INSTRUCTIONS FOR THE TASK:
Each line of the listing must be transcribed exactly, except for the images, which should be excluded.
━━━━━ RAW DATA
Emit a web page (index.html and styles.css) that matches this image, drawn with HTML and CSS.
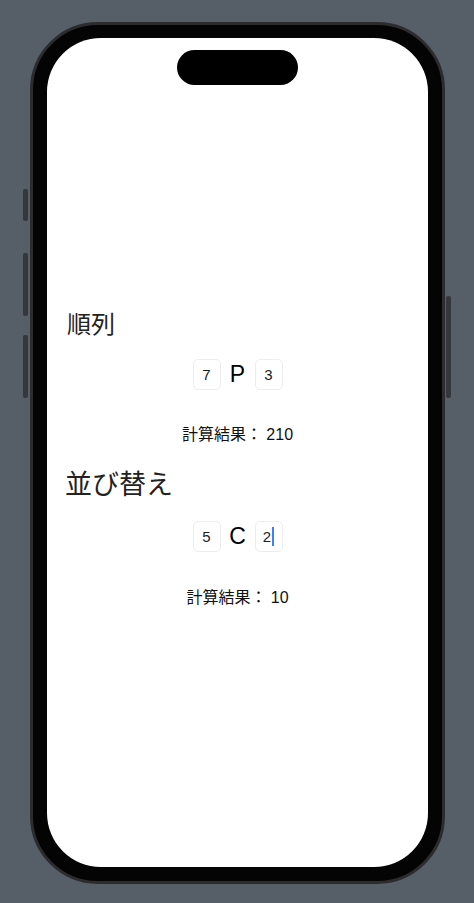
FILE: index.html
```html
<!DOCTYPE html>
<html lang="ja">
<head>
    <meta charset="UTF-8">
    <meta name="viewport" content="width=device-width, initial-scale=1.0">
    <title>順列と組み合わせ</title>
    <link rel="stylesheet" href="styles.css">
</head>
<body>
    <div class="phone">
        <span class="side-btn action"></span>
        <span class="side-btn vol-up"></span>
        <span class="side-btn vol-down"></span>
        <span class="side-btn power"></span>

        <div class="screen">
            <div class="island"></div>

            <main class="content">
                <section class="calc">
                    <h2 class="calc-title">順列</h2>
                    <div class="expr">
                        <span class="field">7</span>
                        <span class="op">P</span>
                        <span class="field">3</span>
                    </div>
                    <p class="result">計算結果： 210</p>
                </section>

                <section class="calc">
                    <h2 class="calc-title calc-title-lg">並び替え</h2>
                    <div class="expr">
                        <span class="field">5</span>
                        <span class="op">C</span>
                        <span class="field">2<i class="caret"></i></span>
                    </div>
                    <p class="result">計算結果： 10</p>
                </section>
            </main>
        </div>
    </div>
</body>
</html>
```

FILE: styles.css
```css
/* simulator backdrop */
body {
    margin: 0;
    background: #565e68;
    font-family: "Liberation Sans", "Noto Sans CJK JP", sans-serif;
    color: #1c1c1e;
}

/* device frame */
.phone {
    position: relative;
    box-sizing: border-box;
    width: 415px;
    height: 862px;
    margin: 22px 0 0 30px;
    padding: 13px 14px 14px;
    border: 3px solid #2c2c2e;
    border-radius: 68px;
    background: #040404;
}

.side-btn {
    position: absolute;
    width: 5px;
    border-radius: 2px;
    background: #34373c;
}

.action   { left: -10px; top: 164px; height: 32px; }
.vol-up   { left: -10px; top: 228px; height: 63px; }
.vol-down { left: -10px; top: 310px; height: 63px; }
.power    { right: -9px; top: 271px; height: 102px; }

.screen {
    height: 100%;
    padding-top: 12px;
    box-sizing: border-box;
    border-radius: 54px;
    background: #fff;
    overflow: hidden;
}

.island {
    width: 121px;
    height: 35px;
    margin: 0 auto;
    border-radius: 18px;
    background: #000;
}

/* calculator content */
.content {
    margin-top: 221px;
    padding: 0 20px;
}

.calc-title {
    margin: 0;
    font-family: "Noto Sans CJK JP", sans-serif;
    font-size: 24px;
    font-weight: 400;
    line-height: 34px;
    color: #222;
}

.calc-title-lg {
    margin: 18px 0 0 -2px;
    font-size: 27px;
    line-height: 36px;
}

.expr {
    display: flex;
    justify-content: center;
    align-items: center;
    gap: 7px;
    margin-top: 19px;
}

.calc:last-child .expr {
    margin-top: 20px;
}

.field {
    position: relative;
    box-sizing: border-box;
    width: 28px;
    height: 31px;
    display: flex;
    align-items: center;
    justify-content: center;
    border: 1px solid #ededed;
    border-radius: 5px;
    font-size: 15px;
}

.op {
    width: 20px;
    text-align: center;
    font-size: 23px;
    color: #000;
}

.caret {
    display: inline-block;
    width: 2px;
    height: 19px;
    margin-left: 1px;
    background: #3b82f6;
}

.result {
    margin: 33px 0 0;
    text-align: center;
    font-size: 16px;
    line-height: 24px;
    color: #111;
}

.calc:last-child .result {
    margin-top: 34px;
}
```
━━━━━━━━━━
ANSWER TO THE EXERCISE:
Emit a web page (index.html and styles.css) that matches this image, drawn with HTML and CSS.
FILE: index.html
```html
<!DOCTYPE html>
<html lang="ja">
<head>
    <meta charset="UTF-8">
    <meta name="viewport" content="width=device-width, initial-scale=1.0">
    <title>順列と組み合わせ</title>
    <link rel="stylesheet" href="styles.css">
</head>
<body>
    <div class="phone">
        <span class="side-btn action"></span>
        <span class="side-btn vol-up"></span>
        <span class="side-btn vol-down"></span>
        <span class="side-btn power"></span>

        <div class="screen">
            <div class="island"></div>

            <main class="content">
                <section class="calc">
                    <h2 class="calc-title">順列</h2>
                    <div class="expr">
                        <span class="field">7</span>
                        <span class="op">P</span>
                        <span class="field">3</span>
                    </div>
                    <p class="result">計算結果： 210</p>
                </section>

                <section class="calc">
                    <h2 class="calc-title calc-title-lg">並び替え</h2>
                    <div class="expr">
                        <span class="field">5</span>
                        <span class="op">C</span>
                        <span class="field">2<i class="caret"></i></span>
                    </div>
                    <p class="result">計算結果： 10</p>
                </section>
            </main>
        </div>
    </div>
</body>
</html>
```

FILE: styles.css
```css
/* simulator backdrop */
body {
    margin: 0;
    background: #565e68;
    font-family: "Liberation Sans", "Noto Sans CJK JP", sans-serif;
    color: #1c1c1e;
}

/* device frame */
.phone {
    position: relative;
    box-sizing: border-box;
    width: 415px;
    height: 862px;
    margin: 22px 0 0 30px;
    padding: 13px 14px 14px;
    border: 3px solid #2c2c2e;
    border-radius: 68px;
    background: #040404;
}

.side-btn {
    position: absolute;
    width: 5px;
    border-radius: 2px;
    background: #34373c;
}

.action   { left: -10px; top: 164px; height: 32px; }
.vol-up   { left: -10px; top: 228px; height: 63px; }
.vol-down { left: -10px; top: 310px; height: 63px; }
.power    { right: -9px; top: 271px; height: 102px; }

.screen {
    height: 100%;
    padding-top: 12px;
    box-sizing: border-box;
    border-radius: 54px;
    background: #fff;
    overflow: hidden;
}

.island {
    width: 121px;
    height: 35px;
    margin: 0 auto;
    border-radius: 18px;
    background: #000;
}

/* calculator content */
.content {
    margin-top: 221px;
    padding: 0 20px;
}

.calc-title {
    margin: 0;
    font-family: "Noto Sans CJK JP", sans-serif;
    font-size: 24px;
    font-weight: 400;
    line-height: 34px;
    color: #222;
}

.calc-title-lg {
    margin: 18px 0 0 -2px;
    font-size: 27px;
    line-height: 36px;
}

.expr {
    display: flex;
    justify-content: center;
    align-items: center;
    gap: 7px;
    margin-top: 19px;
}

.calc:last-child .expr {
    margin-top: 20px;
}

.field {
    position: relative;
    box-sizing: border-box;
    width: 28px;
    height: 31px;
    display: flex;
    align-items: center;
    justify-content: center;
    border: 1px solid #ededed;
    border-radius: 5px;
    font-size: 15px;
}

.op {
    width: 20px;
    text-align: center;
    font-size: 23px;
    color: #000;
}

.caret {
    display: inline-block;
    width: 2px;
    height: 19px;
    margin-left: 1px;
    background: #3b82f6;
}

.result {
    margin: 33px 0 0;
    text-align: center;
    font-size: 16px;
    line-height: 24px;
    color: #111;
}

.calc:last-child .result {
    margin-top: 34px;
}
```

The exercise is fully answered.